# What is required
Every line holding the string "React" should be gathered.

+===+

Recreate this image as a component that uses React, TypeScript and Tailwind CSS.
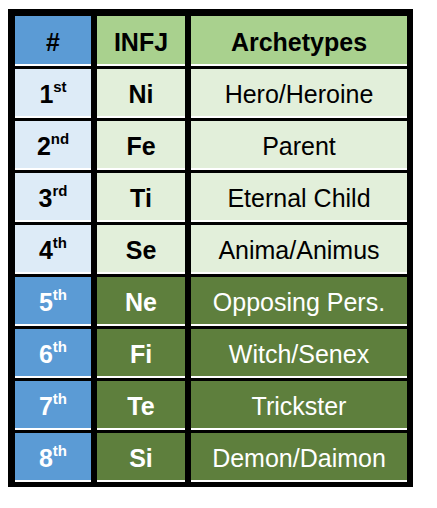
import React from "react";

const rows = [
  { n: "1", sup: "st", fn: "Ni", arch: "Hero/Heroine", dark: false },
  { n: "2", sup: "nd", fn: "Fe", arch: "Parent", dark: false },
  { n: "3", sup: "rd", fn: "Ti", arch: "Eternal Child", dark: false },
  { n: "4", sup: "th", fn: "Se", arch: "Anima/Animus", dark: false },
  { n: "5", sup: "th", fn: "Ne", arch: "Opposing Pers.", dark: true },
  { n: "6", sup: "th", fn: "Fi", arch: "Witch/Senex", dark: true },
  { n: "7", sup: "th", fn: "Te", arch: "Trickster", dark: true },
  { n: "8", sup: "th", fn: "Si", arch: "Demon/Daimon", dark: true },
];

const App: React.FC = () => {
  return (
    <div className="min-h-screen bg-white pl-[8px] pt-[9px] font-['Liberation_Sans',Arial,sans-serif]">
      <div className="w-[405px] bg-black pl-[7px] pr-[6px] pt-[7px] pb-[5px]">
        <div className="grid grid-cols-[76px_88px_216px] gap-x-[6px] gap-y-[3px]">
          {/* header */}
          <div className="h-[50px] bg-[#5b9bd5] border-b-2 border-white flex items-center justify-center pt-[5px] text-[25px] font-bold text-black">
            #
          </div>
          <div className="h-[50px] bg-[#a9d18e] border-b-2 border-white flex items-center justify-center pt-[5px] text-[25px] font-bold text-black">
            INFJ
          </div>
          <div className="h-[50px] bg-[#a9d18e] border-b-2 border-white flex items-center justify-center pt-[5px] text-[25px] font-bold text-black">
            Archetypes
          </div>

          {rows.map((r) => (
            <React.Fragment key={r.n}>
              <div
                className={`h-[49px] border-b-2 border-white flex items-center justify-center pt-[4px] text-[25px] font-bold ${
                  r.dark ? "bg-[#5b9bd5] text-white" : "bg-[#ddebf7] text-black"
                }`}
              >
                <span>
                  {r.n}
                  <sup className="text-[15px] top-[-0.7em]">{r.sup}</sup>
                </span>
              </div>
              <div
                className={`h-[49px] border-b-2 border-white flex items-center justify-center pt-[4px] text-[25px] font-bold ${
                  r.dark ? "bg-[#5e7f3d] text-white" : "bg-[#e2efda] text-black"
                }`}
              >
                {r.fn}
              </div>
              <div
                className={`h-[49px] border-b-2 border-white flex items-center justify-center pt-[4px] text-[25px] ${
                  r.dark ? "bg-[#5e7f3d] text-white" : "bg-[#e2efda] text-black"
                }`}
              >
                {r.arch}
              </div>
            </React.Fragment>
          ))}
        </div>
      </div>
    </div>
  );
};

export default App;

+===+

# Solution
Recreate this image as a component that uses React, TypeScript and Tailwind CSS.
import React from "react";
const App: React.FC = () => {
            <React.Fragment key={r.n}>
            </React.Fragment>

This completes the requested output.